Start - Run - "cmd". Type "ipconfig /all >c:\ipconfig.txt" into the command
window - Open c:\ipconfig.txt in Notepad, copy and paste into your next post.
Identify operating system (by name and version).
Start - Run - "cmd". Type "route print >c:\route.txt" into the command window -
Open c:\route.txt in Notepad, copy and paste into your next post.
Cheers,
Chuck
Paranoia comes from experience - and is not necessarily a bad thing.
Autoconfiguration IP Address. . . : 169.254.50.174
Subnet Mask . . . . . . . . . . . : 255.255.0.0
Default Gateway . . . . . . . . . :
"Chuck" wrote:
> On Sat, 19 Jun 2004 19:26:01 -0700, "mateogp"
> <mateogp@discussions.microsoft.com> wrote:
>
> >Hello,
> >
> >Recently I connected my computer to a local area network. I always connected to the internet via a USB cable to my cable modem. Since ive setup the LAN my internet only will access thru the LAN, and not the USB. Even if disable the LAN I still cant access thru the usb. How can I default the internet connection through the USB?
> >
> >
> >Thanks!
> >Matt
>
> Matt,
>
> If both the LAN and USB interfaces are active, you can encourage the USB to be
> used by adjusting the Interface metric (Connection Properties - TCP/IP
> Properties - Advanced - IP Settings tab), changing the metric for the LAN
> connection to a higher value than for the USB connection.
>
> If that doesn't help, post ipconfig and static route table.
>
> Start - Run - "cmd". Type "ipconfig /all >c:\ipconfig.txt" into the command
> window - Open c:\ipconfig.txt in Notepad, copy and paste into your next post.

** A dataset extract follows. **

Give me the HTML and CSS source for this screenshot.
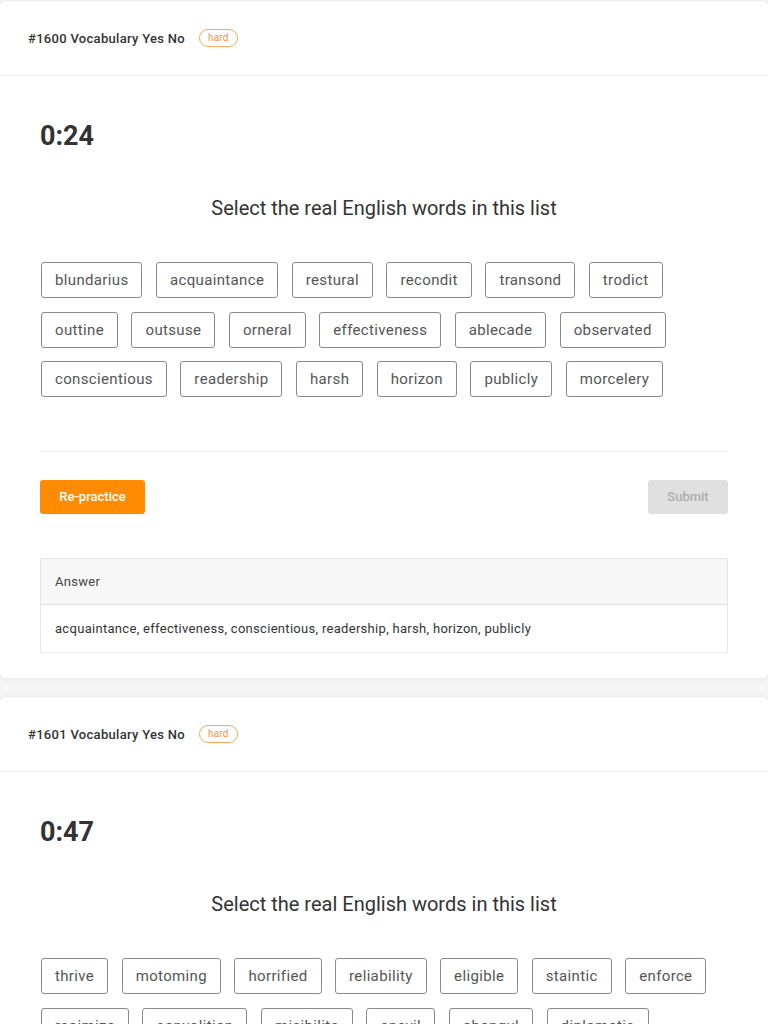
FILE: index.html
```html
<!doctype html>
<html lang="en">
<head>
    <meta charset="UTF-8">
    <title>Vocabulary Yes No</title>
    <link rel="stylesheet" href="styles.css">
</head>
<body>

    <div class='card'>
        <div class='cardHeader'>
            <span class='cardTitle'>#1600 Vocabulary Yes No</span>
            <span class='badge'>hard</span>
        </div>
        <div class='cardBody'>
            <div class='timer'>0:24</div>
            <div class='question'>Select the real English words in this list</div>
            <div class='words'>
                <div class='word'>blundarius</div>
                <div class='word'>acquaintance</div>
                <div class='word'>restural</div>
                <div class='word'>recondit</div>
                <div class='word'>transond</div>
                <div class='word'>trodict</div>
                <div class='word'>outtine</div>
                <div class='word'>outsuse</div>
                <div class='word'>orneral</div>
                <div class='word'>effectiveness</div>
                <div class='word'>ablecade</div>
                <div class='word'>observated</div>
                <div class='word'>conscientious</div>
                <div class='word'>readership</div>
                <div class='word'>harsh</div>
                <div class='word'>horizon</div>
                <div class='word'>publicly</div>
                <div class='word'>morcelery</div>
            </div>
            <div class='divider'></div>
            <div class='actions'>
                <div class='button practiceButton'>Re-practice</div>
                <div class='button submitButton'>Submit</div>
            </div>
            <div class='answerBox'>
                <div class='answerHead'>Answer</div>
                <div class='answerText'>acquaintance, effectiveness, conscientious, readership, harsh, horizon, publicly</div>
            </div>
        </div>
    </div>

    <div class='card'>
        <div class='cardHeader'>
            <span class='cardTitle'>#1601 Vocabulary Yes No</span>
            <span class='badge'>hard</span>
        </div>
        <div class='cardBody'>
            <div class='timer'>0:47</div>
            <div class='question'>Select the real English words in this list</div>
            <div class='words'>
                <div class='word'>thrive</div>
                <div class='word'>motoming</div>
                <div class='word'>horrified</div>
                <div class='word'>reliability</div>
                <div class='word'>eligible</div>
                <div class='word'>staintic</div>
                <div class='word'>enforce</div>
                <div class='word'>reoimize</div>
                <div class='word'>convolition</div>
                <div class='word'>misibilite</div>
                <div class='word'>enevil</div>
                <div class='word'>ohongul</div>
                <div class='word'>diplomatic</div>
            </div>
            <div class='divider'></div>
            <div class='actions'>
                <div class='button practiceButton'>Re-practice</div>
                <div class='button submitButton'>Submit</div>
            </div>
        </div>
    </div>

</body>
</html>
```

FILE: styles.css
```css
body
{
    margin:           0;
    background-color: #f5f5f5;
    font-family:      Roboto, "Liberation Sans", sans-serif;
    color:            #333;
}

.card
{
    background-color: #fff;
    border-top:       1px solid #ececec;
    border-radius:    6px;
    box-shadow:       0 1px 6px rgba(0, 0, 0, 0.06);
    margin-bottom:    18px;
}

.cardHeader
{
    height:           74px;
    padding:          0 28px;
    display:          flex;
    align-items:      center;
    border-bottom:    1px solid #eee;
}

.cardTitle
{
    font-size:        13px;
    font-weight:      500;
    letter-spacing:   0.3px;
    color:            #333;
}

.badge
{
    margin-left:      14px;
    height:           16px;
    line-height:      16px;
    padding:          0 8px;
    border:           1px solid #f7a95e;
    border-radius:    9px;
    font-size:        10px;
    letter-spacing:   0.2px;
    color:            #f5923e;
}

.cardBody
{
    padding:          40px 40px 25px 40px;
}

.timer
{
    font-size:        27px;
    font-weight:      700;
    line-height:      40px;
    color:            #333;
}

.question
{
    margin-top:       37px;
    font-size:        20px;
    line-height:      30px;
    text-align:       center;
    color:            #333;
}

.words
{
    margin-top:       39px;
    padding-left:     1px;
    display:          flex;
    flex-wrap:        wrap;
    column-gap:       13.5px;
    row-gap:          13.5px;
}

.word
{
    height:           34px;
    line-height:      34px;
    padding:          0 13px;
    border:           1px solid #8a8a8a;
    border-radius:    3px;
    font-size:        15px;
    letter-spacing:   0.35px;
    color:            #555;
}

.divider
{
    margin-top:       54px;
    border-top:       1px solid #eee;
}

.actions
{
    margin-top:       28px;
    display:          flex;
    justify-content:  space-between;
}

.button
{
    height:           34px;
    line-height:      34px;
    border-radius:    3px;
    font-size:        13px;
    font-weight:      500;
    text-align:       center;
}

.practiceButton
{
    width:            105px;
    background-color: #ff8c00;
    color:            #fff;
}

.submitButton
{
    width:            80px;
    background-color: #e0e0e0;
    color:            #adadad;
}

.answerBox
{
    margin-top:       44px;
    border:           1px solid #e6e6e6;
}

.answerHead
{
    height:           45px;
    line-height:      45px;
    padding:          0 14px;
    background-color: #f7f7f7;
    border-bottom:    1px solid #e0e0e0;
    font-size:        13px;
    letter-spacing:   0.3px;
    color:            #444;
}

.answerText
{
    height:           47px;
    line-height:      47px;
    padding:          0 14px;
    font-size:        13px;
    letter-spacing:   0.3px;
    color:            #333;
}
```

> Identify operating system (by name and version).
>
> Start - Run - "cmd". Type "route print >c:\route.txt" into the command window -
> Open c:\route.txt in Notepad, copy and paste into your next post.
>
> Cheers,
> Chuck
> Paranoia comes from experience - and is not necessarily a bad thing.
>
On Sun, 20 Jun 2004 16:18:01 -0700, "mateogp"
<mateogp@discussions.microsoft.com> wrote:
>No luck... hopefully you can make some sence out of this.
>
>
>Thanks for your help, i really appreciate it.
>
>Matt
Matt,
OK, I've looked at your ipconfig and route listings. Were you connected to the
cable provider when you ran the listings? The cable modem is showing an APIPA
address, which says that there was no internet service on the cable modem. That
would certainly explain why you can't access the internet that way.
Cheers,
Chuck
Paranoia comes from experience - and is not necessarily a bad thing.
That does makes sence. How would i go about activating it?
Matt
"Chuck" wrote:
> On Sun, 20 Jun 2004 16:18:01 -0700, "mateogp"
> <mateogp@discussions.microsoft.com> wrote:
>
> >No luck... hopefully you can make some sence out of this.
> >
> >
> >Thanks for your help, i really appreciate it.
> >
> >Matt
>
> Matt,
>
> OK, I've looked at your ipconfig and route listings. Were you connected to the
> cable provider when you ran the listings? The cable modem is showing an APIPA
> address, which says that there was no internet service on the cable modem. That
> would certainly explain why you can't access the internet that way.
>
> Cheers,
> Chuck
> Paranoia comes from experience - and is not necessarily a bad thing.
>
On Mon, 21 Jun 2004 10:40:02 -0700, "mateogp"
<mateogp@discussions.microsoft.com> wrote:
>That does makes sence. How would i go about activating it?
>
>Matt
Matt,
That's a good question. I have to wonder why you'd have to activate it. Was it
de activated when you connected to the LAN?
I see the LAN domain is comcast.net. When you setup the LAN, did you connect
your cable broadband service there? Did you get a cable modem / router combo
unit maybe, but keep the cable modem?
Cheers,
Chuck
Paranoia comes from experience - and is not necessarily a bad thing.